- [Problem]
Make an exact copy of the data below, leaving out every picture.

- [Provided records]
+ + + + + + +
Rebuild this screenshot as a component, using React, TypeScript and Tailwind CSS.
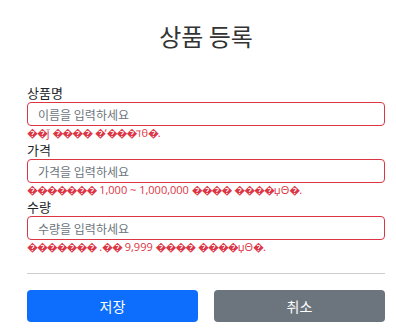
import React from 'react';

type Field = {
  id: string;
  label: string;
  placeholder: string;
  error: string;
};

const fields: Field[] = [
  {
    id: 'name',
    label: '상품명',
    placeholder: '이름을 입력하세요',
    error: '\uFFFD\uFFFDǰ \uFFFD\uFFFD\uFFFD\uFFFD \uFFFDʼ\uFFFD\uFFFD\uFFFDℸθ\uFFFD.',
  },
  {
    id: 'price',
    label: '가격',
    placeholder: '가격을 입력하세요',
    error:
      '\uFFFD\uFFFD\uFFFD\uFFFD\uFFFD\uFFFD\uFFFD 1,000 ~ 1,000,000 \uFFFD\uFFFD\uFFFD\uFFFD \uFFFD\uFFFD\uFFFD\uFFFDџΘ\uFFFD.',
  },
  {
    id: 'qty',
    label: '수량',
    placeholder: '수량을 입력하세요',
    error:
      '\uFFFD\uFFFD\uFFFD\uFFFD\uFFFD\uFFFD\uFFFD .\uFFFD\uFFFD 9,999 \uFFFD\uFFFD\uFFFD\uFFFD \uFFFD\uFFFD\uFFFD\uFFFDџΘ\uFFFD.',
  },
];

// the replacement glyphs sit a little tighter than the fallback font draws them
const renderError = (text: string) =>
  text.split(/(\uFFFD+)/).filter(Boolean).map((part, i) =>
    part.startsWith('\uFFFD') ? (
      <span key={i} className="tracking-[-1.1px]">
        {part}
      </span>
    ) : (
      <span key={i}>{part}</span>
    ),
  );

export default function App() {
  return (
    <div
      className="min-h-[336px] bg-white pl-[27px] pr-[11px] pt-[20px]"
      style={{ fontFamily: '"Noto Sans CJK KR", "Noto Sans", sans-serif' }}
    >
      <h1 className="text-center text-[24px] leading-[32px] font-normal text-[#333]">상품 등록</h1>

      <form className="mt-[31px]" onSubmit={e => e.preventDefault()}>
        {fields.map(field => (
          <div key={field.id}>
            <label htmlFor={field.id} className="block text-[13px] leading-[19px] text-[#212529]">
              {field.label}
            </label>
            <input
              id={field.id}
              placeholder={field.placeholder}
              className="block h-[24px] w-full rounded-[4px] border border-[#dc3545] px-[10px] text-[12px] text-[#212529] outline-none placeholder:text-[#6c757d]"
            />
            <div
              className="h-[14px] text-[11px] leading-[14px] whitespace-nowrap text-[#dc3545]"
              style={{ fontFamily: '"Open Sans", "Noto Sans CJK KR", sans-serif' }}
            >
              {renderError(field.error)}
            </div>
          </div>
        ))}

        <hr className="mt-[19px] border-t border-[#cccccc]" />

        <div className="mt-[16px] grid grid-cols-2 gap-[16px]">
          <button
            type="submit"
            className="h-[32px] rounded-[4px] bg-[#0d6efd] text-[14px] text-white"
          >
            저장
          </button>
          <button type="button" className="h-[32px] rounded-[4px] bg-[#6c757d] text-[14px] text-white">
            취소
          </button>
        </div>
      </form>
    </div>
  );
}
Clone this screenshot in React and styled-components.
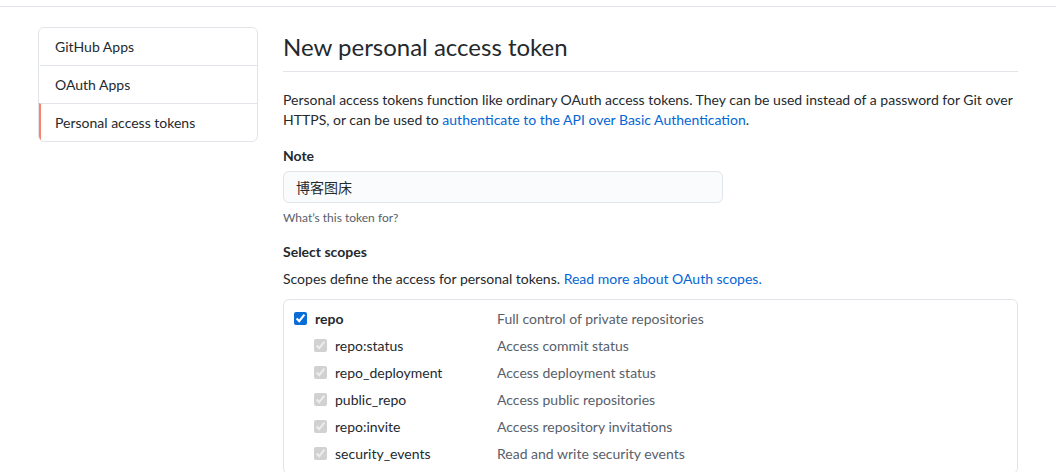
import React from "react";
import styled, { createGlobalStyle } from "styled-components";

const Global = createGlobalStyle`
  html, body { margin: 0; padding: 0; background: #fff; }
  body {
    font-family: Lato, "Liberation Sans", Arial, "Noto Sans CJK SC", sans-serif;
    font-size: 14px;
    color: #24292e;
  }
  * { box-sizing: border-box; }
`;

const TopBar = styled.div`
  height: 7px;
  border-bottom: 1px solid #e1e4e8;
`;

const Layout = styled.div`
  display: flex;
  align-items: flex-start;
  gap: 25px;
  padding: 20px 0 0 38px;
`;

const SideNav = styled.nav`
  width: 220px;
  flex: none;
  border: 1px solid #e1e4e8;
  border-radius: 6px;
  overflow: hidden;
`;

const NavItem = styled.a`
  display: block;
  padding: 8px 16px 8px 14px;
  line-height: 21px;
  color: #24292e;
  text-decoration: none;
  border-left: 2px solid ${(p) => (p.$active ? "#f9826c" : "transparent")};
  & + & { border-top: 1px solid #e1e4e8; }
`;

const Main = styled.main`
  width: 735px;
  flex: none;
`;

const Heading = styled.h2`
  margin: 0;
  padding: 5px 0 9px;
  font-size: 24px;
  line-height: 30px;
  font-weight: 400;
  border-bottom: 1px solid #e1e4e8;
`;

const Lead = styled.p`
  margin: 18px 0 0;
  line-height: 20px;
`;

const Link = styled.a`
  color: #0366d6;
  text-decoration: none;
`;

const Label = styled.div`
  font-weight: bold;
  line-height: 21px;
  margin-top: ${(p) => p.$top || 0}px;
`;

const Input = styled.input`
  display: block;
  margin-top: 5px;
  width: 440px;
  height: 32px;
  padding: 5px 12px;
  font: inherit;
  color: #24292e;
  background: #fafbfc;
  border: 1px solid #e1e4e8;
  border-radius: 6px;
  outline: none;
`;

const Hint = styled.p`
  margin: 6px 0 0;
  font-size: 12px;
  line-height: 18px;
  color: #586069;
`;

const Desc = styled.p`
  margin: 6px 0 0;
  line-height: 21px;
`;

const ScopeBox = styled.div`
  margin-top: 10px;
  border: 1px solid #e1e4e8;
  border-radius: 6px;
  padding: 5px 0 6px 10px;
`;

const ScopeRow = styled.label`
  display: grid;
  grid-template-columns: ${(p) => (p.$sub ? "20px 21px 162px" : "0 21px 182px")} 1fr;
  align-items: center;
  height: 27px;
`;

const Check = styled.input`
  grid-column: 2;
  margin: 0;
  width: 13px;
  height: 13px;
  accent-color: #0a6cd6;
`;

const ScopeName = styled.span`
  grid-column: 3;
  font-weight: ${(p) => (p.$bold ? "bold" : "normal")};
`;

const ScopeDesc = styled.span`
  grid-column: 4;
  color: #586069;
`;

const scopes = [
  { name: "repo", desc: "Full control of private repositories", top: true },
  { name: "repo:status", desc: "Access commit status" },
  { name: "repo_deployment", desc: "Access deployment status" },
  { name: "public_repo", desc: "Access public repositories" },
  { name: "repo:invite", desc: "Access repository invitations" },
  { name: "security_events", desc: "Read and write security events" },
];

export default function App() {
  return (
    <>
      <Global />
      <TopBar />
      <Layout>
        <SideNav>
          <NavItem href="#">GitHub Apps</NavItem>
          <NavItem href="#">OAuth Apps</NavItem>
          <NavItem href="#" $active>Personal access tokens</NavItem>
        </SideNav>
        <Main>
          <Heading>New personal access token</Heading>
          <Lead>
            Personal access tokens function like ordinary OAuth access tokens. They can be used instead of a password for Git over
            <br />
            HTTPS, or can be used to <Link href="#">authenticate to the API over Basic Authentication</Link>.
          </Lead>
          <Label $top={15}>Note</Label>
          <Input defaultValue="博客图床" readOnly />
          <Hint>What’s this token for?</Hint>
          <Label $top={14}>Select scopes</Label>
          <Desc>
            Scopes define the access for personal tokens. <Link href="#">Read more about OAuth scopes.</Link>
          </Desc>
          <ScopeBox>
            {scopes.map((s) => (
              <ScopeRow key={s.name} $sub={!s.top}>
                {s.top ? (
                  <Check type="checkbox" defaultChecked />
                ) : (
                  <Check type="checkbox" defaultChecked disabled />
                )}
                <ScopeName $bold={s.top}>{s.name}</ScopeName>
                <ScopeDesc>{s.desc}</ScopeDesc>
              </ScopeRow>
            ))}
          </ScopeBox>
        </Main>
      </Layout>
    </>
  );
}
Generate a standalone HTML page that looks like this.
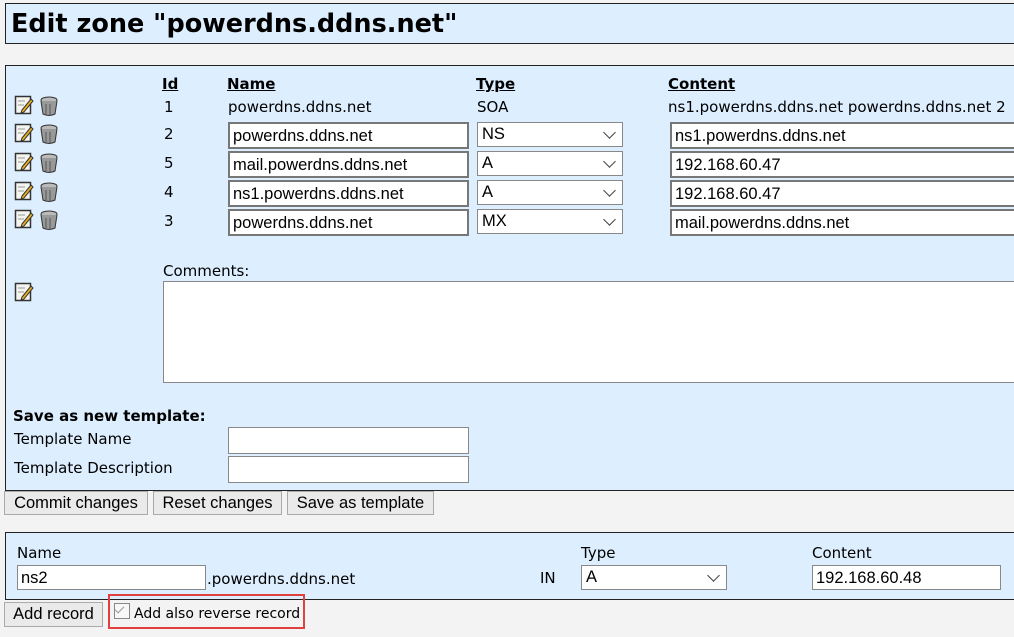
+ + + + + + +
- [Response to the exercise]
Rebuild this screenshot as a component, using React, TypeScript and Tailwind CSS.
import React from 'react';

type Field = {
  id: string;
  label: string;
  placeholder: string;
  error: string;
};

const fields: Field[] = [
  {
    id: 'name',
    label: '상품명',
    placeholder: '이름을 입력하세요',
    error: '\uFFFD\uFFFDǰ \uFFFD\uFFFD\uFFFD\uFFFD \uFFFDʼ\uFFFD\uFFFD\uFFFDℸθ\uFFFD.',
  },
  {
    id: 'price',
    label: '가격',
    placeholder: '가격을 입력하세요',
    error:
      '\uFFFD\uFFFD\uFFFD\uFFFD\uFFFD\uFFFD\uFFFD 1,000 ~ 1,000,000 \uFFFD\uFFFD\uFFFD\uFFFD \uFFFD\uFFFD\uFFFD\uFFFDџΘ\uFFFD.',
  },
  {
    id: 'qty',
    label: '수량',
    placeholder: '수량을 입력하세요',
    error:
      '\uFFFD\uFFFD\uFFFD\uFFFD\uFFFD\uFFFD\uFFFD .\uFFFD\uFFFD 9,999 \uFFFD\uFFFD\uFFFD\uFFFD \uFFFD\uFFFD\uFFFD\uFFFDџΘ\uFFFD.',
  },
];

// the replacement glyphs sit a little tighter than the fallback font draws them
const renderError = (text: string) =>
  text.split(/(\uFFFD+)/).filter(Boolean).map((part, i) =>
    part.startsWith('\uFFFD') ? (
      <span key={i} className="tracking-[-1.1px]">
        {part}
      </span>
    ) : (
      <span key={i}>{part}</span>
    ),
  );

export default function App() {
  return (
    <div
      className="min-h-[336px] bg-white pl-[27px] pr-[11px] pt-[20px]"
      style={{ fontFamily: '"Noto Sans CJK KR", "Noto Sans", sans-serif' }}
    >
      <h1 className="text-center text-[24px] leading-[32px] font-normal text-[#333]">상품 등록</h1>

      <form className="mt-[31px]" onSubmit={e => e.preventDefault()}>
        {fields.map(field => (
          <div key={field.id}>
            <label htmlFor={field.id} className="block text-[13px] leading-[19px] text-[#212529]">
              {field.label}
            </label>
            <input
              id={field.id}
              placeholder={field.placeholder}
              className="block h-[24px] w-full rounded-[4px] border border-[#dc3545] px-[10px] text-[12px] text-[#212529] outline-none placeholder:text-[#6c757d]"
            />
            <div
              className="h-[14px] text-[11px] leading-[14px] whitespace-nowrap text-[#dc3545]"
              style={{ fontFamily: '"Open Sans", "Noto Sans CJK KR", sans-serif' }}
            >
              {renderError(field.error)}
            </div>
          </div>
        ))}

        <hr className="mt-[19px] border-t border-[#cccccc]" />

        <div className="mt-[16px] grid grid-cols-2 gap-[16px]">
          <button
            type="submit"
            className="h-[32px] rounded-[4px] bg-[#0d6efd] text-[14px] text-white"
          >
            저장
          </button>
          <button type="button" className="h-[32px] rounded-[4px] bg-[#6c757d] text-[14px] text-white">
            취소
          </button>
        </div>
      </form>
    </div>
  );
}
Clone this screenshot in React and styled-components.
import React from "react";
import styled, { createGlobalStyle } from "styled-components";

const Global = createGlobalStyle`
  html, body { margin: 0; padding: 0; background: #fff; }
  body {
    font-family: Lato, "Liberation Sans", Arial, "Noto Sans CJK SC", sans-serif;
    font-size: 14px;
    color: #24292e;
  }
  * { box-sizing: border-box; }
`;

const TopBar = styled.div`
  height: 7px;
  border-bottom: 1px solid #e1e4e8;
`;

const Layout = styled.div`
  display: flex;
  align-items: flex-start;
  gap: 25px;
  padding: 20px 0 0 38px;
`;

const SideNav = styled.nav`
  width: 220px;
  flex: none;
  border: 1px solid #e1e4e8;
  border-radius: 6px;
  overflow: hidden;
`;

const NavItem = styled.a`
  display: block;
  padding: 8px 16px 8px 14px;
  line-height: 21px;
  color: #24292e;
  text-decoration: none;
  border-left: 2px solid ${(p) => (p.$active ? "#f9826c" : "transparent")};
  & + & { border-top: 1px solid #e1e4e8; }
`;

const Main = styled.main`
  width: 735px;
  flex: none;
`;

const Heading = styled.h2`
  margin: 0;
  padding: 5px 0 9px;
  font-size: 24px;
  line-height: 30px;
  font-weight: 400;
  border-bottom: 1px solid #e1e4e8;
`;

const Lead = styled.p`
  margin: 18px 0 0;
  line-height: 20px;
`;

const Link = styled.a`
  color: #0366d6;
  text-decoration: none;
`;

const Label = styled.div`
  font-weight: bold;
  line-height: 21px;
  margin-top: ${(p) => p.$top || 0}px;
`;

const Input = styled.input`
  display: block;
  margin-top: 5px;
  width: 440px;
  height: 32px;
  padding: 5px 12px;
  font: inherit;
  color: #24292e;
  background: #fafbfc;
  border: 1px solid #e1e4e8;
  border-radius: 6px;
  outline: none;
`;

const Hint = styled.p`
  margin: 6px 0 0;
  font-size: 12px;
  line-height: 18px;
  color: #586069;
`;

const Desc = styled.p`
  margin: 6px 0 0;
  line-height: 21px;
`;

const ScopeBox = styled.div`
  margin-top: 10px;
  border: 1px solid #e1e4e8;
  border-radius: 6px;
  padding: 5px 0 6px 10px;
`;

const ScopeRow = styled.label`
  display: grid;
  grid-template-columns: ${(p) => (p.$sub ? "20px 21px 162px" : "0 21px 182px")} 1fr;
  align-items: center;
  height: 27px;
`;

const Check = styled.input`
  grid-column: 2;
  margin: 0;
  width: 13px;
  height: 13px;
  accent-color: #0a6cd6;
`;

const ScopeName = styled.span`
  grid-column: 3;
  font-weight: ${(p) => (p.$bold ? "bold" : "normal")};
`;

const ScopeDesc = styled.span`
  grid-column: 4;
  color: #586069;
`;

const scopes = [
  { name: "repo", desc: "Full control of private repositories", top: true },
  { name: "repo:status", desc: "Access commit status" },
  { name: "repo_deployment", desc: "Access deployment status" },
  { name: "public_repo", desc: "Access public repositories" },
  { name: "repo:invite", desc: "Access repository invitations" },
  { name: "security_events", desc: "Read and write security events" },
];

export default function App() {
  return (
    <>
      <Global />
      <TopBar />
      <Layout>
        <SideNav>
          <NavItem href="#">GitHub Apps</NavItem>
          <NavItem href="#">OAuth Apps</NavItem>
          <NavItem href="#" $active>Personal access tokens</NavItem>
        </SideNav>
        <Main>
          <Heading>New personal access token</Heading>
          <Lead>
            Personal access tokens function like ordinary OAuth access tokens. They can be used instead of a password for Git over
            <br />
            HTTPS, or can be used to <Link href="#">authenticate to the API over Basic Authentication</Link>.
          </Lead>
          <Label $top={15}>Note</Label>
          <Input defaultValue="博客图床" readOnly />
          <Hint>What’s this token for?</Hint>
          <Label $top={14}>Select scopes</Label>
          <Desc>
            Scopes define the access for personal tokens. <Link href="#">Read more about OAuth scopes.</Link>
          </Desc>
          <ScopeBox>
            {scopes.map((s) => (
              <ScopeRow key={s.name} $sub={!s.top}>
                {s.top ? (
                  <Check type="checkbox" defaultChecked />
                ) : (
                  <Check type="checkbox" defaultChecked disabled />
                )}
                <ScopeName $bold={s.top}>{s.name}</ScopeName>
                <ScopeDesc>{s.desc}</ScopeDesc>
              </ScopeRow>
            ))}
          </ScopeBox>
        </Main>
      </Layout>
    </>
  );
}
Generate a standalone HTML page that looks like this.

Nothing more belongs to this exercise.